Bayrou tire les conclusions sur les retraites, le RN redevient l'arbitre
Le Premier ministre tiendra une conférence de presse jeudi à 17h00 à Matignon pour donner le résultat de ses échanges avec les organisations syndicales et patronales.
"Je vais continuer à travailler avec eux jusque demain après-midi. Et demain après-midi, je dirai aux Français ce que nous pouvons trouver comme accord. Et s'il demeure des points de désaccord, le gouvernement les tranchera", a affirmé devant le Sénat François Bayrou.
Il n'y aura pas pour autant de nouvelle rencontre avant la conférence de presse, selon Matignon.
François Bayrou, qui considère que les partenaires sociaux étaient "à quelques centimètres de la réussite du conclave", a promis que si un accord éventuel entraînait des dispositions législatives, "elles seraient soumises au Parlement".
"Et le gouvernement prendra ses responsabilités", "ce travail ne sera pas oublié, il ne sera pas annulé", a insisté ce grand défenseur du dialogue social.
Sceptique
Le chef du gouvernement devrait notamment exposer les points de blocage et de consensus des partenaires sociaux qui devaient les lui faire remonter.
Syndicats et organisations patronales s'opposent notamment sur la prise en compte de la pénibilité et le financement des mesures qui seraient adoptées pour aménager la réforme de 2023.
Le Premier ministre "veut obtenir des accords (...) sur les points de la retraite des femmes ou l'âge de départ à plein droit à la retraite (à 66,5 ans au lieu de 67)", a précisé la porte-parole du gouvernement Sophie Primas mercredi matin sur franceinfo.
Mais un éventuel accord sur ces points ne suffirait pas aux socialistes qui veulent pouvoir discuter de "tout" au Parlement, et en particulier revenir sur l'âge de départ à 64 ans, ce que refuse le Premier ministre.
Cette poursuite des discussions ne convainc pas tout le monde non plus au sein du camp présidentiel. Sceptique, le patron d'Horizons et prétendant à l'Elysée, Edouard Philippe, a jugé sur RTL "qu'on ne règlera pas cette question par des éléments techniques, on la règlera par un vrai débat politique au moment de la présidentielle".
François Bayrou avait lancé ces concertations en février en échange de la neutralité des socialistes à son égard, ce qui lui avait permis d'échapper à la censure sur le budget.
Mais sans attendre l'issue de ces discussions de la dernière chance, les socialistes ont annoncé mardi qu'ils allaient déposer une motion de censure contre le gouvernement.
"Pas de gain"
François Bayrou se retrouve donc à la merci du Rassemblement national, premier groupe numériquement de l'Assemblée nationale, comme son prédécesseur Michel Barnier, censuré au bout de trois mois à Matignon.

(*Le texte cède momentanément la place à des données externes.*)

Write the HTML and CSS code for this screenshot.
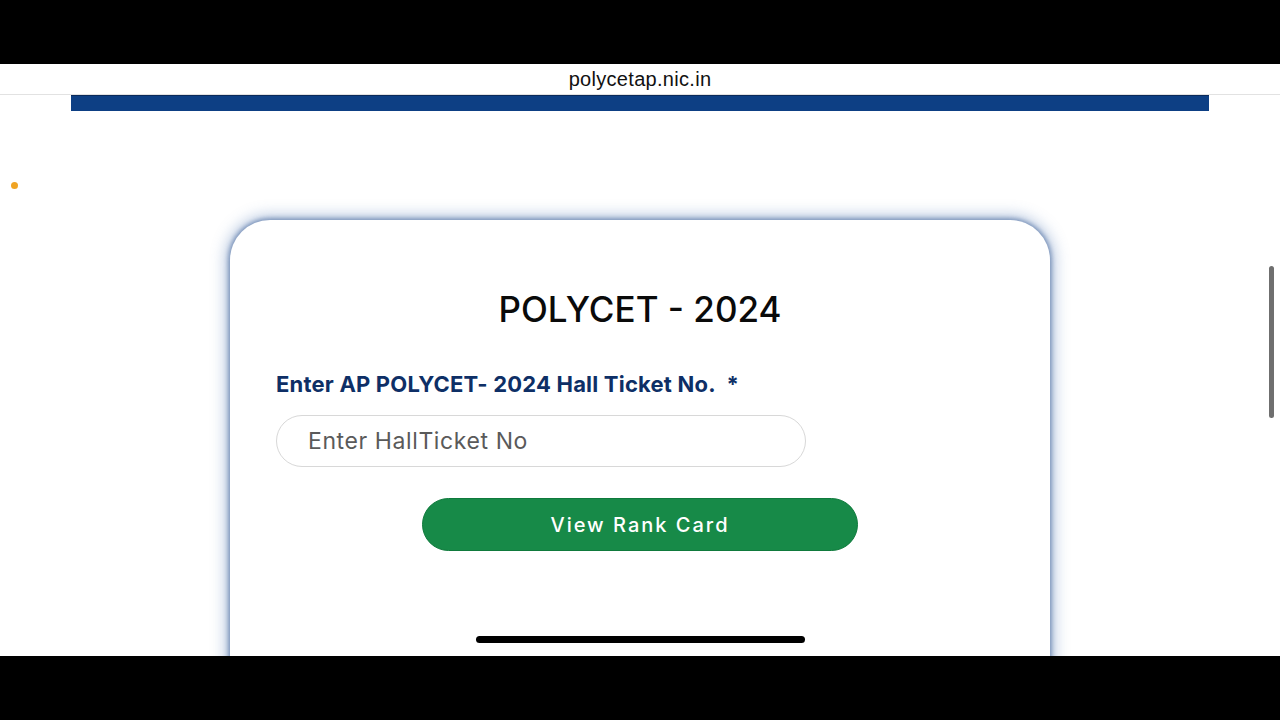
FILE: index.html
```html
<!DOCTYPE html>
<html lang="en">
<head>
  <meta charset="UTF-8" />
  <meta name="viewport" content="width=device-width, initial-scale=1.0"/>
  <title>POLYCET - 2024</title>
  <link rel="stylesheet" href="styles.css">
</head>
<body>

  <div class="letterbox"></div>

  <div class="screen">
    <div class="urlbar">polycetap.nic.in</div>

    <div class="page">
      <div class="topband"></div>

      <div class="dot-row">
        <span class="dot"></span>
      </div>

      <div class="card">
        <h2>POLYCET - 2024</h2>

        <label class="field-label" for="htno">Enter AP POLYCET- 2024 Hall Ticket No. <span class="req">*</span></label>
        <input type="text" id="htno" placeholder="Enter HallTicket No" />

        <div class="actions">
          <button>View Rank Card</button>
        </div>
      </div>
    </div>

    <div class="scrollbar"></div>
    <div class="home-indicator"></div>
  </div>

  <div class="letterbox"></div>

</body>
</html>
```

FILE: styles.css
```css
body {
  margin: 0;
  background: #000;
  font-family: Inter, 'Noto Sans', sans-serif;
  color: #111;
  height: 720px;
  overflow: hidden;
}

.letterbox {
  height: 64px;
  background: #000;
}

.screen {
  position: relative;
  height: 592px;
  background: #fff;
  overflow: hidden;
}

.urlbar {
  height: 30px;
  line-height: 30px;
  text-align: center;
  font-family: 'Liberation Sans', Arial, sans-serif;
  font-size: 20px;
  letter-spacing: 0.3px;
  color: #111;
  border-bottom: 1px solid #e2e2e2;
}

.page {
  padding: 0 71px;
}

.topband {
  height: 16px;
  background: #0d3f84;
  border-top: 1px solid #0a2a5a;
  box-sizing: border-box;
}

.dot-row {
  height: 109px;
  margin-left: -71px;
  position: relative;
}

.dot {
  position: absolute;
  left: 11px;
  top: 71px;
  width: 7px;
  height: 7px;
  border-radius: 50%;
  background: #f0a424;
}

.card {
  width: 820px;
  margin: 0 auto;
  height: 520px;
  box-sizing: border-box;
  background: #fff;
  border-radius: 40px;
  box-shadow: 0 0 4px 2px rgba(60, 95, 150, 0.55), 0 0 14px 6px rgba(80, 120, 180, 0.35);
  padding: 66px 46px 0;
}

.card h2 {
  margin: 0 0 38px;
  text-align: center;
  font-size: 35px;
  font-weight: 500;
  color: #0a0a0a;
  line-height: 46px;
}

.field-label {
  display: block;
  font-size: 22px;
  font-weight: 700;
  letter-spacing: 0.2px;
  color: #0e2f66;
  margin-bottom: 17px;
  line-height: 28px;
}

.req {
  margin-left: 6px;
}

.card input {
  display: block;
  width: 530px;
  height: 52px;
  box-sizing: border-box;
  border: 1px solid #d8d8d8;
  border-radius: 26px;
  padding: 0 31px;
  font-family: inherit;
  font-size: 23px;
  letter-spacing: 0.6px;
  color: #333;
  outline: none;
}

.card input::placeholder {
  color: #5a5a5a;
}

.actions {
  display: flex;
  justify-content: center;
  margin-top: 31px;
}

.actions button {
  width: 436px;
  height: 53px;
  border: 1px solid #0f7a3c;
  border-radius: 27px;
  background: #178a48;
  color: #fff;
  font-family: inherit;
  font-size: 20px;
  font-weight: 500;
  letter-spacing: 2px;
  cursor: pointer;
}

.scrollbar {
  position: absolute;
  right: 6px;
  top: 202px;
  width: 5px;
  height: 152px;
  border-radius: 3px;
  background: #6f6f6f;
}

.home-indicator {
  position: absolute;
  left: 476px;
  top: 572px;
  width: 329px;
  height: 7px;
  border-radius: 4px;
  background: #000;
}
```
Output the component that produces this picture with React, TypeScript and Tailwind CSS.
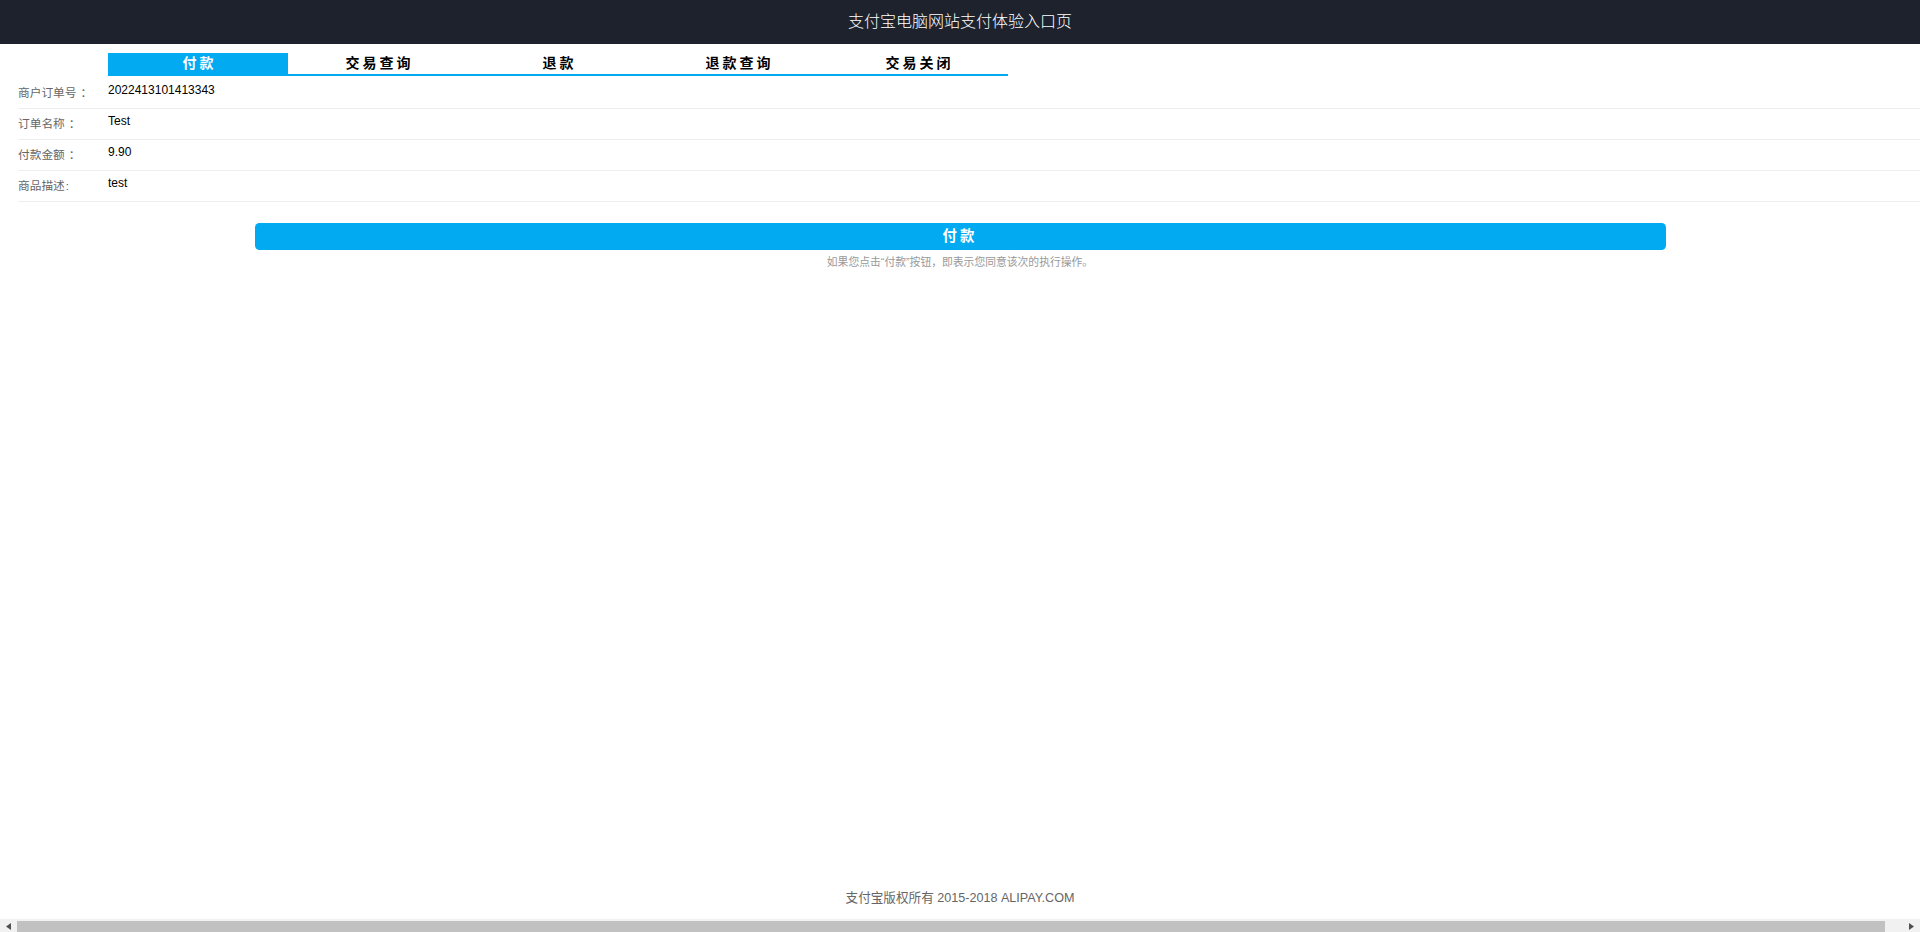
import React from "react";

const FONT = "font-['Liberation_Sans','Noto_Sans_CJK_SC',sans-serif]";

const tabs = ["付款", "交易查询", "退款", "退款查询", "交易关闭"];

const rows: [string, string, boolean][] = [
  ["商户订单号", "2022413101413343", true],
  ["订单名称", "Test", true],
  ["付款金额", "9.90", true],
  ["商品描述", "test", false],
];

export default function App() {
  return (
    <div className={`${FONT} h-[932px] w-full flex flex-col bg-white overflow-hidden`}>
      <header className="h-[44px] bg-[#1D222D] flex items-center justify-center shrink-0">
        <h1 className="text-[16px] font-light text-white leading-[18px]">支付宝电脑网站支付体验入口页</h1>
      </header>

      <div className="flex ml-[108px] mt-[9px]">
        {tabs.map((t, i) => (
          <div
            key={t}
            className={`w-[180px] h-[23px] border-b-2 border-[#02aaf1] flex items-center justify-center text-[14px] font-bold tracking-[3px] ${
              i === 0 ? "bg-[#02aaf1] text-white" : "text-black"
            }`}
          >
            <span className="pl-[3px]">{t}</span>
          </div>
        ))}
      </div>

      <div className="mt-[2px]">
        {rows.map(([label, value, wide]) => (
          <div key={label} className="ml-[18px] h-[31px] border-b border-[#eeeeee] flex items-start">
            <div className="w-[90px] mt-[8px] text-[11.7px] leading-[14px] text-[#666666]">
              {label}
              <span className={wide ? "ml-[4px]" : "ml-[1px]"}>{wide ? "：" : ":"}</span>
            </div>
            <div className="h-[25px] leading-[25px] text-[12px] text-black">{value}</div>
          </div>
        ))}
      </div>

      <div className="m-[18px] mt-[20px] flex flex-col items-center">
        <div className="w-[75%] p-[1px]">
          <button className="w-full h-[27px] bg-[#02aaf1] rounded-[4.5px] text-white font-bold text-[14.4px] tracking-[3px]">
            付款
          </button>
        </div>
        <span className="mt-[4px] w-full text-center text-[10.8px] leading-[14px] text-[#999999]">
          如果您点击“付款”按钮，即表示您同意该次的执行操作。
        </span>
      </div>

      <div className="flex-1" />

      <footer className="text-center text-[12.6px] leading-[18px] text-[#666666] mb-[12px]">
        支付宝版权所有 2015-2018 ALIPAY.COM
      </footer>

      <div className="h-[13px] bg-[#f1f1f1] flex shrink-0">
        <div className="w-[17px] flex items-center justify-center pt-[2px]">
          <svg width="5" height="7" viewBox="0 0 5 7">
            <path d="M5 0 L0 3.5 L5 7 Z" fill="#505050" />
          </svg>
        </div>
        <div className="flex-1 mt-[2px] bg-[#c1c1c1]" />
        <div className="w-[35px] flex items-center justify-end pr-[6px] pt-[2px]">
          <svg width="5" height="7" viewBox="0 0 5 7">
            <path d="M0 0 L5 3.5 L0 7 Z" fill="#505050" />
          </svg>
        </div>
      </div>
    </div>
  );
}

Mais il peut encore respirer: le parti à la flamme ne le censurera pas la semaine prochaine, quand sera débattue la motion de censure du PS. Il lui donne "rendez-vous" sur le budget à l'automne.
La motion de censure ne peut être adoptée sans les voix de l'extrême droite en l'état des forces à l'Assemblée nationale.
"Si nous censurons dans les jours qui viennent François Bayrou, la réforme des retraites demeure, c'est un coup pour rien (...). Quel est le gain politique que nous avons ? A part mettre le bazar avant l'été, il n'y a pas de gain", a justifié sur France Inter le vice-président du RN Sébastien Chenu.
"Le RN, assurance vie de la macronie", a aussitôt réagi le coordinateur de la France insoumise Manuel Bompard.
De fait, François Bayrou, qui avait à son arrivée en décembre fait le pari de miser sur les socialistes pour faire adopter le budget et ne pas être dans la main du RN comme son prédécesseur, va se retrouver six mois après dans la même situation si la gauche reste unie pour le censurer à l'automne.
Alors qu'il doit présenter mi-juillet les grandes lignes de son budget, et notamment les 40 milliards d'euros d'économies promises, le RN l'a bien compris.
"Les premières pistes évoquées par M. Bayrou pour son prochain budget me font dire qu'il emprunte le même chemin que son prédécesseur: demander des efforts toujours aux mêmes, ceux qui travaillent (...) tout en refusant de s'attaquer à nos dépenses liées à notre modèle migratoire ou à nos dépenses publiques", a averti Marine Le Pen dans Valeurs Actuelles mercredi.